WORK TO COMPLETE: Reproduce the listing below exactly. Pictures do not belong in the copy.

SUPPLIED MATERIAL:
────────────────────

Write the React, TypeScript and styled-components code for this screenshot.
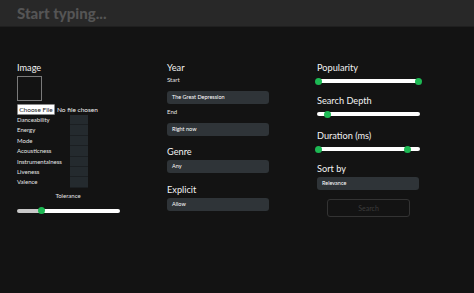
import React from 'react';
import styled, { createGlobalStyle } from 'styled-components';

const GlobalStyle = createGlobalStyle`
  html, body {
    margin: 0;
    padding: 0;
    background: #131313;
    font-family: Lato, "Open Sans", sans-serif;
    color: #ffffff;
  }
  * { box-sizing: border-box; }
`;

const Page = styled.div`
  width: 474px;
  height: 293px;
  background: #131313;
  overflow: hidden;
`;

const Header = styled.div`
  height: 27px;
  background: #282828;
  border-bottom: 1px solid #1f1f1f;
  display: flex;
  align-items: center;
  padding: 0 17px;
`;

const SearchInput = styled.input`
  flex: 1;
  background: transparent;
  border: none;
  outline: none;
  padding: 0;
  font-family: Lato, sans-serif;
  font-weight: 900;
  font-size: 15px;
  color: #fff;
  &::placeholder { color: #555555; }
`;

const Main = styled.div`
  display: flex;
  padding: 35px 17px 0;
`;

const Column = styled.div`
  width: 150px;
  flex-shrink: 0;
  display: flex;
  flex-direction: column;
`;

const Title = styled.div<{ $mt?: number }>`
  font-size: 9.2px;
  line-height: 12px;
  height: 12px;
  margin-top: ${(p) => p.$mt ?? 0}px;
  color: #f2f2f2;
`;

const SmallLabel = styled.div<{ $mt?: number }>`
  font-size: 6px;
  line-height: 8px;
  height: 8px;
  margin-top: ${(p) => p.$mt ?? 0}px;
  color: #e6e6e6;
`;

const ImageBox = styled.div`
  width: 25px;
  height: 25px;
  border: 1px solid #7a7a7a;
  margin-top: 2px;
`;

const FileRow = styled.div`
  display: flex;
  align-items: center;
  gap: 2px;
  margin-top: 3px;
  height: 11px;
`;

const FileButton = styled.button`
  height: 11px;
  width: 38px;
  padding: 0;
  background: #ffffff;
  border: 1px solid #8a8a8a;
  border-radius: 1px;
  font-family: Lato, sans-serif;
  font-size: 6.5px;
  color: #222;
`;

const FileText = styled.span`
  font-size: 6.5px;
  color: #f0f0f0;
`;

const FeatureGrid = styled.div`
  display: grid;
  grid-template-columns: 53px 18px;
  grid-auto-rows: 10.4px;
`;

const FeatureLabel = styled.div`
  font-size: 6px;
  line-height: 10.4px;
  color: #e6e6e6;
  white-space: nowrap;
`;

const FeatureInput = styled.div`
  background: #242a2e;
  border-bottom: 1px solid #1b1f22;
`;

const Centered = styled.div`
  width: 102px;
  text-align: center;
  font-size: 6px;
  line-height: 8px;
  margin-top: 4px;
  color: #e6e6e6;
`;

const Select = styled.div<{ $mt?: number }>`
  width: 102px;
  height: 13px;
  margin-top: ${(p) => p.$mt ?? 0}px;
  background: #2f3438;
  border-radius: 3px;
  padding-left: 5px;
  font-size: 5.5px;
  line-height: 13px;
  color: #ffffff;
`;

const SliderWrap = styled.div<{ $mt?: number }>`
  position: relative;
  width: 103px;
  height: 8px;
  margin-top: ${(p) => p.$mt ?? 0}px;
`;

const Track = styled.div<{ $fill: string }>`
  position: absolute;
  left: 0;
  right: 0;
  top: 2px;
  height: 4px;
  border-radius: 2px;
  background: ${(p) => p.$fill};
`;

const Thumb = styled.div`
  position: absolute;
  top: 0.5px;
  width: 7px;
  height: 7px;
  margin-left: -3.5px;
  border-radius: 50%;
  background: #1db954;
`;

const SearchButton = styled.button`
  width: 83px;
  height: 18px;
  margin: 9px 0 0 10px;
  background: transparent;
  border: 1px solid #333333;
  border-radius: 3px;
  font-family: Lato, sans-serif;
  font-size: 7px;
  color: #3c3c3c;
`;

function Slider({ thumbs, mt, grey }: { thumbs: number[]; mt?: number; grey?: number }) {
  const fill =
    grey !== undefined
      ? `linear-gradient(to right, #c8c8c8 ${grey}%, #ffffff ${grey}%)`
      : '#ffffff';
  return (
    <SliderWrap $mt={mt}>
      <Track $fill={fill} />
      {thumbs.map((t) => (
        <Thumb key={t} style={{ left: `${t}%` }} />
      ))}
    </SliderWrap>
  );
}

const features = [
  'Danceability',
  'Energy',
  'Mode',
  'Acousticness',
  'Instrumentalness',
  'Liveness',
  'Valence',
];

export default function App() {
  return (
    <Page>
      <GlobalStyle />
      <Header>
        <SearchInput placeholder="Start typing..." />
      </Header>
      <Main>
        <Column>
          <Title>Image</Title>
          <ImageBox />
          <FileRow>
            <FileButton>Choose File</FileButton>
            <FileText>No file chosen</FileText>
          </FileRow>
          <FeatureGrid>
            {features.map((f) => (
              <React.Fragment key={f}>
                <FeatureLabel>{f}</FeatureLabel>
                <FeatureInput />
              </React.Fragment>
            ))}
          </FeatureGrid>
          <Centered>Tolerance</Centered>
          <Slider thumbs={[24]} grey={24} mt={7} />
        </Column>
        <Column>
          <Title>Year</Title>
          <SmallLabel $mt={2}>Start</SmallLabel>
          <Select $mt={7}>The Great Depression</Select>
          <SmallLabel $mt={4}>End</SmallLabel>
          <Select $mt={7}>Right now</Select>
          <Title $mt={10}>Genre</Title>
          <Select $mt={2}>Any</Select>
          <Title $mt={11}>Explicit</Title>
          <Select $mt={2}>Allow</Select>
        </Column>
        <Column>
          <Title>Popularity</Title>
          <Slider thumbs={[1, 99]} mt={3} />
          <Title $mt={10}>Search Depth</Title>
          <Slider thumbs={[10]} mt={3} />
          <Title $mt={12}>Duration (ms)</Title>
          <Slider thumbs={[1, 88]} mt={3} />
          <Title $mt={10}>Sort by</Title>
          <Select $mt={2}>Relevance</Select>
          <SearchButton>Search</SearchButton>
        </Column>
      </Main>
    </Page>
  );
}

────────────────────

WRITTEN REPLY:
Write the React, TypeScript and styled-components code for this screenshot.
import React from 'react';
import styled, { createGlobalStyle } from 'styled-components';

const GlobalStyle = createGlobalStyle`
  html, body {
    margin: 0;
    padding: 0;
    background: #131313;
    font-family: Lato, "Open Sans", sans-serif;
    color: #ffffff;
  }
  * { box-sizing: border-box; }
`;

const Page = styled.div`
  width: 474px;
  height: 293px;
  background: #131313;
  overflow: hidden;
`;

const Header = styled.div`
  height: 27px;
  background: #282828;
  border-bottom: 1px solid #1f1f1f;
  display: flex;
  align-items: center;
  padding: 0 17px;
`;

const SearchInput = styled.input`
  flex: 1;
  background: transparent;
  border: none;
  outline: none;
  padding: 0;
  font-family: Lato, sans-serif;
  font-weight: 900;
  font-size: 15px;
  color: #fff;
  &::placeholder { color: #555555; }
`;

const Main = styled.div`
  display: flex;
  padding: 35px 17px 0;
`;

const Column = styled.div`
  width: 150px;
  flex-shrink: 0;
  display: flex;
  flex-direction: column;
`;

const Title = styled.div<{ $mt?: number }>`
  font-size: 9.2px;
  line-height: 12px;
  height: 12px;
  margin-top: ${(p) => p.$mt ?? 0}px;
  color: #f2f2f2;
`;

const SmallLabel = styled.div<{ $mt?: number }>`
  font-size: 6px;
  line-height: 8px;
  height: 8px;
  margin-top: ${(p) => p.$mt ?? 0}px;
  color: #e6e6e6;
`;

const ImageBox = styled.div`
  width: 25px;
  height: 25px;
  border: 1px solid #7a7a7a;
  margin-top: 2px;
`;

const FileRow = styled.div`
  display: flex;
  align-items: center;
  gap: 2px;
  margin-top: 3px;
  height: 11px;
`;

const FileButton = styled.button`
  height: 11px;
  width: 38px;
  padding: 0;
  background: #ffffff;
  border: 1px solid #8a8a8a;
  border-radius: 1px;
  font-family: Lato, sans-serif;
  font-size: 6.5px;
  color: #222;
`;

const FileText = styled.span`
  font-size: 6.5px;
  color: #f0f0f0;
`;

const FeatureGrid = styled.div`
  display: grid;
  grid-template-columns: 53px 18px;
  grid-auto-rows: 10.4px;
`;

const FeatureLabel = styled.div`
  font-size: 6px;
  line-height: 10.4px;
  color: #e6e6e6;
  white-space: nowrap;
`;

const FeatureInput = styled.div`
  background: #242a2e;
  border-bottom: 1px solid #1b1f22;
`;

const Centered = styled.div`
  width: 102px;
  text-align: center;
  font-size: 6px;
  line-height: 8px;
  margin-top: 4px;
  color: #e6e6e6;
`;

const Select = styled.div<{ $mt?: number }>`
  width: 102px;
  height: 13px;
  margin-top: ${(p) => p.$mt ?? 0}px;
  background: #2f3438;
  border-radius: 3px;
  padding-left: 5px;
  font-size: 5.5px;
  line-height: 13px;
  color: #ffffff;
`;

const SliderWrap = styled.div<{ $mt?: number }>`
  position: relative;
  width: 103px;
  height: 8px;
  margin-top: ${(p) => p.$mt ?? 0}px;
`;

const Track = styled.div<{ $fill: string }>`
  position: absolute;
  left: 0;
  right: 0;
  top: 2px;
  height: 4px;
  border-radius: 2px;
  background: ${(p) => p.$fill};
`;

const Thumb = styled.div`
  position: absolute;
  top: 0.5px;
  width: 7px;
  height: 7px;
  margin-left: -3.5px;
  border-radius: 50%;
  background: #1db954;
`;

const SearchButton = styled.button`
  width: 83px;
  height: 18px;
  margin: 9px 0 0 10px;
  background: transparent;
  border: 1px solid #333333;
  border-radius: 3px;
  font-family: Lato, sans-serif;
  font-size: 7px;
  color: #3c3c3c;
`;

function Slider({ thumbs, mt, grey }: { thumbs: number[]; mt?: number; grey?: number }) {
  const fill =
    grey !== undefined
      ? `linear-gradient(to right, #c8c8c8 ${grey}%, #ffffff ${grey}%)`
      : '#ffffff';
  return (
    <SliderWrap $mt={mt}>
      <Track $fill={fill} />
      {thumbs.map((t) => (
        <Thumb key={t} style={{ left: `${t}%` }} />
      ))}
    </SliderWrap>
  );
}

const features = [
  'Danceability',
  'Energy',
  'Mode',
  'Acousticness',
  'Instrumentalness',
  'Liveness',
  'Valence',
];

export default function App() {
  return (
    <Page>
      <GlobalStyle />
      <Header>
        <SearchInput placeholder="Start typing..." />
      </Header>
      <Main>
        <Column>
          <Title>Image</Title>
          <ImageBox />
          <FileRow>
            <FileButton>Choose File</FileButton>
            <FileText>No file chosen</FileText>
          </FileRow>
          <FeatureGrid>
            {features.map((f) => (
              <React.Fragment key={f}>
                <FeatureLabel>{f}</FeatureLabel>
                <FeatureInput />
              </React.Fragment>
            ))}
          </FeatureGrid>
          <Centered>Tolerance</Centered>
          <Slider thumbs={[24]} grey={24} mt={7} />
        </Column>
        <Column>
          <Title>Year</Title>
          <SmallLabel $mt={2}>Start</SmallLabel>
          <Select $mt={7}>The Great Depression</Select>
          <SmallLabel $mt={4}>End</SmallLabel>
          <Select $mt={7}>Right now</Select>
          <Title $mt={10}>Genre</Title>
          <Select $mt={2}>Any</Select>
          <Title $mt={11}>Explicit</Title>
          <Select $mt={2}>Allow</Select>
        </Column>
        <Column>
          <Title>Popularity</Title>
          <Slider thumbs={[1, 99]} mt={3} />
          <Title $mt={10}>Search Depth</Title>
          <Slider thumbs={[10]} mt={3} />
          <Title $mt={12}>Duration (ms)</Title>
          <Slider thumbs={[1, 88]} mt={3} />
          <Title $mt={10}>Sort by</Title>
          <Select $mt={2}>Relevance</Select>
          <SearchButton>Search</SearchButton>
        </Column>
      </Main>
    </Page>
  );
}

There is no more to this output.